After getting my cool tube i cant see my self ever getting anything but an air cooled Hood/Tube again. Its just so much easier to regulate the heat that comes off them.


----------



## Chewbongo (Feb 2, 2011)

ok thank u all so much, and sorry bout the live link, i thought i posted it correctly


----------



## Chewbongo (Feb 2, 2011)

oh thank u THG u edited for me, can someone tell me what i did wrong, i really thought i did it rite


----------



## Jericho (Feb 3, 2011)

Hehe its no big deal. When you add an address using the button above the reply box it will have 2 addresses in the code it puts down. The important one to change is the one after [URL=". 

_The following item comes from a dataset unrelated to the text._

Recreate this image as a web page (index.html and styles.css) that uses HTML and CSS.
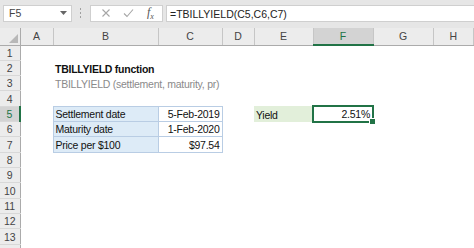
FILE: index.html
```html
<!DOCTYPE html>
<html lang="en">
<head>
    <meta charset="UTF-8">
    <title>TBILLYIELD function</title>
    <link rel="stylesheet" href="styles.css">
</head>
<body>

<!-- Barra della formula -->
<div class="formula-bar">
    <div class="namebox">
        <span>F5</span>
        <svg class="arrow" width="7" height="4" viewBox="0 0 7 4"><path d="M0 0h7L3.5 4z" fill="#666"/></svg>
    </div>
    <div class="dots"><i></i><i></i><i></i></div>
    <div class="fx-buttons">
        <svg width="10" height="10" viewBox="0 0 10 10"><path d="M1.5 1.5l7 7M8.5 1.5l-7 7" stroke="#a6a6a6" stroke-width="1.1" fill="none"/></svg>
        <svg width="11" height="10" viewBox="0 0 11 10"><path d="M1 5.5l3 3L10 1.5" stroke="#a6a6a6" stroke-width="1.1" fill="none"/></svg>
        <span class="fx">f<sub>x</sub></span>
    </div>
    <div class="formula">=TBILLYIELD(C5,C6,C7)</div>
</div>

<!-- Foglio -->
<table class="sheet">
    <colgroup>
        <col style="width:20px"><col style="width:33px"><col style="width:105px"><col style="width:64px">
        <col style="width:32px"><col style="width:59px"><col style="width:60px"><col style="width:60px"><col>
    </colgroup>
    <thead>
        <tr>
            <th class="corner"><svg width="9" height="9" viewBox="0 0 9 9"><path d="M9 0v9H0z" fill="#b8b8b8"/></svg></th>
            <th>A</th><th>B</th><th>C</th><th>D</th><th>E</th><th class="sel-col">F</th><th>G</th><th>H</th>
        </tr>
    </thead>
    <tbody>
        <tr><th>1</th><td></td><td></td><td></td><td></td><td></td><td></td><td></td><td></td></tr>
        <tr><th>2</th><td></td><td class="title">TBILLYIELD function</td><td></td><td></td><td></td><td></td><td></td><td></td></tr>
        <tr><th>3</th><td></td><td class="syntax" colspan="3">TBILLYIELD (settlement, maturity, pr)</td><td></td><td></td><td></td><td></td></tr>
        <tr><th>4</th><td></td><td></td><td></td><td></td><td></td><td></td><td></td><td></td></tr>
        <tr><th class="sel-row">5</th><td></td><td class="label">Settlement date</td><td class="value">5-Feb-2019</td><td></td><td class="yield">Yield</td><td class="active">2.51%<span class="handle"></span></td><td></td><td></td></tr>
        <tr><th>6</th><td></td><td class="label">Maturity date</td><td class="value">1-Feb-2020</td><td></td><td></td><td></td><td></td><td></td></tr>
        <tr><th>7</th><td></td><td class="label">Price per $100</td><td class="value">$97.54</td><td></td><td></td><td></td><td></td><td></td></tr>
        <tr><th>8</th><td></td><td></td><td></td><td></td><td></td><td></td><td></td><td></td></tr>
        <tr><th>9</th><td></td><td></td><td></td><td></td><td></td><td></td><td></td><td></td></tr>
        <tr><th>10</th><td></td><td></td><td></td><td></td><td></td><td></td><td></td><td></td></tr>
        <tr><th>11</th><td></td><td></td><td></td><td></td><td></td><td></td><td></td><td></td></tr>
        <tr><th>12</th><td></td><td></td><td></td><td></td><td></td><td></td><td></td><td></td></tr>
        <tr><th>13</th><td></td><td></td><td></td><td></td><td></td><td></td><td></td><td></td></tr>
        <tr><th>14</th><td></td><td></td><td></td><td></td><td></td><td></td><td></td><td></td></tr>
        <tr class="partial"><th></th><td></td><td></td><td></td><td></td><td></td><td></td><td></td><td></td></tr>
    </tbody>
</table>

</body>
</html>
```

FILE: styles.css
```css
body {
    margin: 0;
    font-family: "Liberation Sans", Arial, sans-serif;
    font-size: 10.5px;
    color: #222;
    background-color: #fff;
    overflow: hidden;
}
.formula-bar {
    display: flex;
    align-items: center;
    height: 28px;
    padding: 0 0 2px 3px;
    box-sizing: border-box;
    background-color: #e6e6e6;
}
.namebox {
    display: flex;
    align-items: center;
    justify-content: space-between;
    width: 69px;
    height: 17px;
    padding: 0 4px 0 5px;
    box-sizing: border-box;
    background-color: #fff;
    border: 1px solid #cfcfcf;
    color: #444;
}
.dots {
    display: flex;
    flex-direction: column;
    gap: 2px;
    margin: 0 9px 0 8px;
}
.dots i {
    width: 1px;
    height: 2px;
    background-color: #a0a0a0;
}
.fx-buttons {
    display: flex;
    align-items: center;
    gap: 12px;
    width: 73px;
    height: 17px;
    padding: 0 0 0 10px;
    box-sizing: border-box;
    background-color: #fff;
    border: 1px solid #cfcfcf;
}
.fx {
    margin-left: 1px;
    font-family: "Liberation Serif", serif;
    font-style: italic;
    font-size: 12px;
    color: #555;
}
.fx sub {
    font-size: 8px;
}
.formula {
    flex: 1;
    height: 17px;
    margin-left: 3px;
    padding-left: 3px;
    line-height: 17px;
    box-sizing: border-box;
    background-color: #fff;
    border: 1px solid #cfcfcf;
    border-right: none;
}
.sheet {
    width: 100%;
    table-layout: fixed;
    border-collapse: collapse;
}
.sheet thead th {
    height: 16px;
    padding: 0;
    background-color: #ececec;
    border-right: 1px solid #c6c6c6;
    border-bottom: 1px solid #ababab;
    font-weight: normal;
    color: #444;
    text-align: center;
}
.sheet thead th.corner {
    text-align: right;
    vertical-align: bottom;
    line-height: 0;
    border-right: 1px solid #ababab;
}
.corner svg {
    margin: 0 2px 2px 0;
}
.sheet thead th.sel-col {
    background-color: #d3d3d3;
    border-bottom: 2px solid #217346;
    color: #217346;
}
.sheet tbody th {
    height: 14.33px;
    padding: 0;
    background-color: #ececec;
    border-right: 1px solid #ababab;
    border-bottom: 1px solid #d8d8d8;
    font-weight: normal;
    color: #444;
    text-align: center;
}
.sheet tbody th.sel-row {
    background-color: #d3d3d3;
    border-right: 2px solid #217346;
    color: #217346;
}
td {
    padding: 0 2px;
    white-space: nowrap;
    overflow: visible;
    vertical-align: bottom;
    line-height: 13px;
    letter-spacing: -0.25px;
    color: #111;
}
.title {
    font-weight: bold;
}
.syntax {
    color: #8a8a8a;
}
.label {
    background-color: #ddebf7;
    border: 1px solid #b9cde4;
}
.value {
    text-align: right;
    border: 1px solid #b9cde4;
}
.yield {
    background-color: #e2efda;
}
.active {
    position: relative;
    text-align: right;
    border: 2px solid #217346;
}
.handle {
    position: absolute;
    right: -4px;
    bottom: -4px;
    width: 5px;
    height: 5px;
    background-color: #217346;
    border: 1px solid #fff;
}
```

This is the address and the second address in the code is the Title.


----------



## Chewbongo (Feb 3, 2011)

ok thak u jericho


----------



## Chewbongo (Feb 5, 2011)

ok so i ordered my lights today, pretty excited about it. 
hxxp://www.amazon.com/gp/product/B004HNPGKA/ref=oss_product

do u think this will be enough for 2x3 closet?


----------



## ozzydiodude (Feb 5, 2011)

It'll work great in that area. Just be sure you have plenty of air movement for the plant to grow.


----------



## the chef (Feb 5, 2011)

Etu Chewy! Congrats!


----------



## Chewbongo (Feb 5, 2011)

ozzydiodude said:
			
		

> It'll work great in that area. Just be sure you have plenty of air movement for the plant to grow.


 
gettin air movin shouldnt be a problem, my brother inlaw is a centarl heat and air man, and ive been workin with him the pat couple months so im sure we can rig somethin up


----------



## Chewbongo (Feb 5, 2011)

now my question is shoul i use it for flower or veg or both??


----------



## ozzydiodude (Feb 5, 2011)

you can use it for both or get a conversion bulb or get T-5or CFL's for vegging it's all up to you and the money you have to spend..


----------



## Chewbongo (Feb 5, 2011)

well i have plenty of cfl bulbs, and i mean plenty, but deffinitely not wantin to buy more lights rite now


----------



## Classic (Feb 5, 2011)

The product description says it works with HPS or MH lamps.  Why not get a MH lamp?


----------



## Chewbongo (Feb 5, 2011)

Classic said:
			
		

> The product description says it works with HPS or MH lamps. Why not get a MH lamp?


 
cause i dont know witch one is better, lol ive been doin cfl's the whole time ive been growin, not really that long, but everything i looked at today showed the hps puts out about 14,000 more lumens than the mh bulbs.

is the mh better tho??


----------



## my my (Feb 5, 2011)

The way i understand it.
The M/H bulb for Veg.
HPS for flower.
If im wrong, please correct my statement.
My My
I at first bought a hps 600.
then for this first grow, i went back and bought a conversation bulb he called it. (M/H)


----------



## Chewbongo (Feb 5, 2011)

sounds great, ty mymy, well i would like to have a veg room and flower room,  but im not goona buy another lighting system, so basically i guess is should i veg wit cfls and fllower wit hps or vyca versa


----------



## Jericho (Feb 5, 2011)

Flower with the HPS and veg with CFL's. 

CFL's have much less penetration than HPS, when the plant is flowering you want as much penetration for better results.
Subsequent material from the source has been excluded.